What did we do in those 8 years then? The initial idea was to design a low cost DAQ device with limited hardware capabilities and offer the world’s best DAQ software - Dewesoft X - together with it at no additional cost. We named it MonoDAQ - single channel, small DAQ device. Jure already had a concept in mind to build a small scale DAQ instrument based on the latest available EtherCAT chips. This turned out to be too advanced and still expensive for the low cost DAQ market. We reworked the concept into a USB device that was actually affordable enough to start testing the market. It turned out the low cost DAQ market was way smaller than we believed which basically made our business case non existent.

The biggest problem was that all this took us three years and about 300k EUR. The development of both platforms was done by external engineering contractors, as we could not afford to hire for long-term and it was difficult to find people who would work in exchange for shares. This meant I could only afford one additional permanent team member next to me during this time, so the choice better be good. I worked with many brilliant engineers during Formula Student years, but the majority were mechanical-oriented like me. I had to team up with an electronics engineer therefore I had to convince Alex to come on board. It was probably the best achievement of those first three years.
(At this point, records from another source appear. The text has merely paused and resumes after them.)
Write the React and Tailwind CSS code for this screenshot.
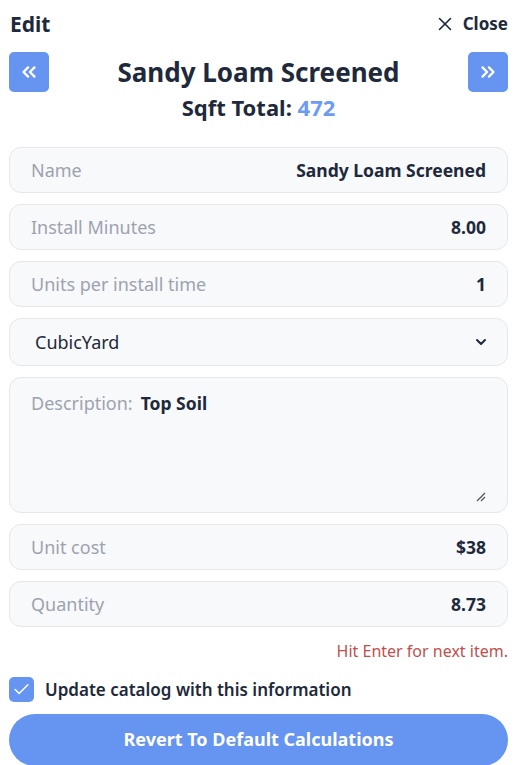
import { X, ChevronsLeft, ChevronsRight, ChevronDown, Check } from "lucide-react";

const Field = ({ label, value }) => (
  <div className="h-[46px] rounded-xl border border-[#e5e7eb] bg-[#f8f9fb] px-[21px] flex items-center justify-between">
    <span className="text-[18px] text-[#9ca3af]">{label}</span>
    <span className="text-[17.5px] font-bold text-[#1e293b]">{value}</span>
  </div>
);

export default function App() {
  return (
    <div
      className="w-[525px] h-[765px] bg-white overflow-hidden pl-[9px] pr-[17px] text-[#1e293b]"
      style={{ fontFamily: '"Noto Sans", sans-serif' }}
    >
      {/* Header */}
      <div className="flex items-center justify-between pt-[10px] pl-[1px]">
        <span className="text-[21px] font-bold leading-[28px]">Edit</span>
        <button className="flex items-center gap-[7px] text-[17px] font-bold">
          <X size={22} strokeWidth={1.75} />
          Close
        </button>
      </div>

      <div className="flex items-start justify-between mt-[14px]">
        <button className="w-[40px] h-[40px] rounded-[5px] bg-[#6594f1] flex items-center justify-center">
          <ChevronsLeft size={22} color="white" strokeWidth={2.5} />
        </button>
        <div className="flex flex-col items-center">
          <h1 className="text-[26px] font-bold leading-[40px]">Sandy Loam Screened</h1>
          <p className="text-[22px] font-bold leading-[28px] mt-[1px]">
            Sqft Total: <span className="text-[#6b9bf3]">472</span>
          </p>
        </div>
        <button className="w-[40px] h-[40px] rounded-[5px] bg-[#6594f1] flex items-center justify-center">
          <ChevronsRight size={22} color="white" strokeWidth={2.5} />
        </button>
      </div>

      {/* Fields */}
      <div className="flex flex-col gap-[11px] mt-[26px]">
        <Field label="Name" value="Sandy Loam Screened" />
        <Field label="Install Minutes" value="8.00" />
        <Field label="Units per install time" value="1" />
        <div className="h-[48px] rounded-xl border border-[#e5e7eb] bg-[#f8f9fb] pl-[25px] pr-[18px] flex items-center justify-between">
          <span className="text-[18px] text-[#1e293b]">CubicYard</span>
          <ChevronDown size={16} strokeWidth={3} />
        </div>
        <div className="relative h-[136px] rounded-xl border border-[#e5e7eb] bg-[#f8f9fb] px-[21px] pt-[12px]">
          <span className="text-[18px] text-[#9ca3af]">Description:</span>
          <span className="text-[17.5px] font-bold ml-[8px]">Top Soil</span>
          <svg className="absolute right-[21px] bottom-[10px]" width="10" height="10" viewBox="0 0 10 10">
            <path d="M9 1 L1 9 M9 5 L5 9" stroke="#555" strokeWidth="1.2" />
          </svg>
        </div>
        <Field label="Unit cost" value="$38" />
        <Field label="Quantity" value="8.73" />
      </div>

      <p className="text-right text-[16px] text-[#c0504d] mt-[12px]">Hit Enter for next item.</p>

      <label className="flex items-center gap-[11px] mt-[14px]">
        <span className="w-[25px] h-[25px] rounded-[5px] bg-[#6594f1] flex items-center justify-center">
          <Check size={19} color="white" strokeWidth={2} />
        </span>
        <span className="text-[17px] font-semibold">Update catalog with this information</span>
      </label>

      <button className="mt-[11px] w-full h-[52px] rounded-full bg-[#6594f1] text-white text-[18px] font-bold">
        Revert To Default Calculations
      </button>
    </div>
  );
}
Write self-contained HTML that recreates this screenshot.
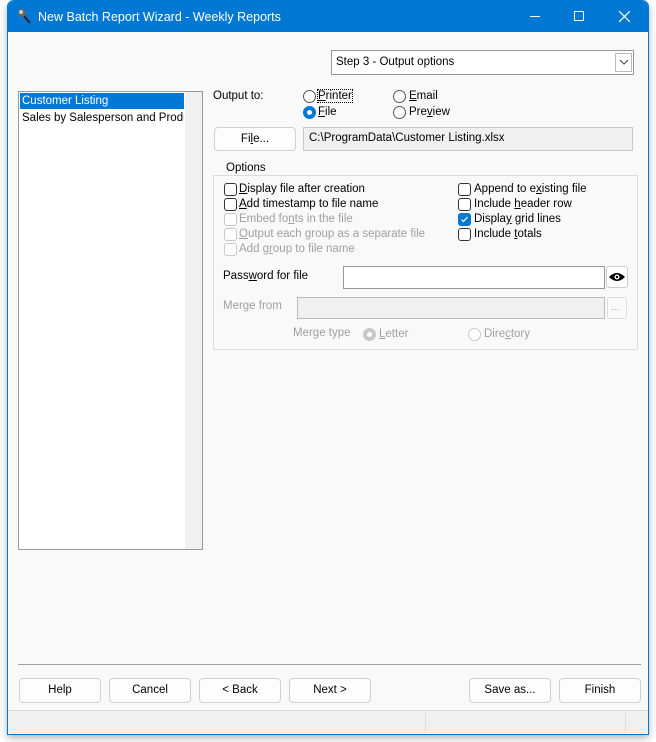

We were not alone with Alex. We had Jure as our biggest fan and supporter. We built nice relationships with the contractual developers we worked with: Robi, Dušan, Žiga from R2DS and Uroš and Tomaž from Isotel. And we had the whole Dewesoft team, starting with Andrej. Perhaps not everyone understood what we were trying to achieve and why we operated as a spinoff company instead of being a department in Dewesoft, but no one ever stood in our way and we got all the help that we asked for.

Since we had very little business coming out of our main business case - selling DAQ devices online - we also had to find other sources of income. At least half of our time in the first three years was spent on various Dewesoft projects, which our company got paid for and since our salaries were low, we could use some of that for other expenses. We also designed some automated measurement systems for a local steel production company that are still operational today. While this was in a way a waste of our time as it did little to advance our main cause, it did relieve some of the pressure we would feel if we had zero business for all this time. The external development costs were still covered by Dewesoft, of course being our majority shareholder.

An important milestone happened in our third year. Rok joined the team as business developer. Having just sold his shares at a startup company he co-founded, he was looking for a new challenge. We succeeded by slightly overselling our present potential on the market, but how else do you win over a natural salesman? ;) Rok quickly got us into ecommerce platforms, but he also learned about technical details of our solutions. Since we are all interested in learning and understanding different technologies no matter our previous knowledge, and we all like to spend long hours doing it, we quickly felt mutual respect for each other. Another guy who is happy to work as much as needed is Tine, who joined soon after Rok, to take care of our production as we finally started to sell more devices. 

What we also did in those first three years was learn. Alex grew into a brilliant all-around hardware and software developer. I learned much about measurement technology and market needs. This allowed us to rapidly build application-specific solutions based on our existing hardware and software platforms. One such solution is a triaxial MEMS accelerometer, digitized and embedded into our EtherCAT platform and connected to Dewesoft X software with an unattended monitoring setup. We could create this in very short time to answer a special request from Dewesoft’s Italian sales director Gabriele. This product opened up a totally new market for us: structural health monitoring.

While the online sales provided some daily cash flow, it was not nearly enough to allow us to grow. Hence we started to shift our focus to structural monitoring. We realized there are thousands of bridges and other structures that need live monitoring and as the cost of MEMS sensors dropped, a big market was opening up. We had to be fast on implementing new technologies into our products to become a player. And being small allowed us to act fast. 


The Italian opportunity took way longer to turn to business than we anticipated (we were used to that by then) but the daisy chained synchronized accelerometer system that we developed on Gabriele’s request opened many doors from skyscrapers and offshore wind turbines to mining. This gradually increased our margins and we could afford to expand the development team with Patrik, who masterfully created our Historian, a server-based software for long term data storage. The production team also grew with Milan, Žiga and Miha joining at the right time to be ready for a big challenge of 2023: production capacity of 500 accelerometers per month, courtesy of the Italian bridges finally being equipped with our solutions, 5 years from initial negotiations. In 2023 a team of nine people created 3 mio EUR in revenue, 177k EUR of added value per person and 1 mio EUR in after tax profit, basically placing our numbers on the same level per employee as those of the overall Dewesoft group. Like in other Dewesoft companies, every employee is able to buy shares in the company at book value and the company is bound to buy it back at any time, also at book value. We also renamed the company from MonoDAQ to Dewesoft Monitoring, to better reflect our main business activity.


The whole idea of starting a fresh company in close partnership with a big established business finally did not make us grow faster, but it ensured we never lost steam and just kept building our foundations. Our customers benefited greatly from our flexibility that would not have been possible in a big organization but they can also feel safe that we will keep playing the game and support them long term. For me personally the most important aspect of going through those 8 years with Dewesoft as the majority shareholder in our company was not the financial support or the existing technology or the brand and global sales network. It was the opportunity to learn from Jure, Andrej, Tilen, Herbert, Reinhold, Andrew and the rest while having the freedom to add our own ideas and combine it all together into new solutions for our customers.

By now we proved that this model works and will continue to build sensors, software and whatever tools needed to make large scale monitoring of bridges, wind turbines and other structures as simple and effective as possible.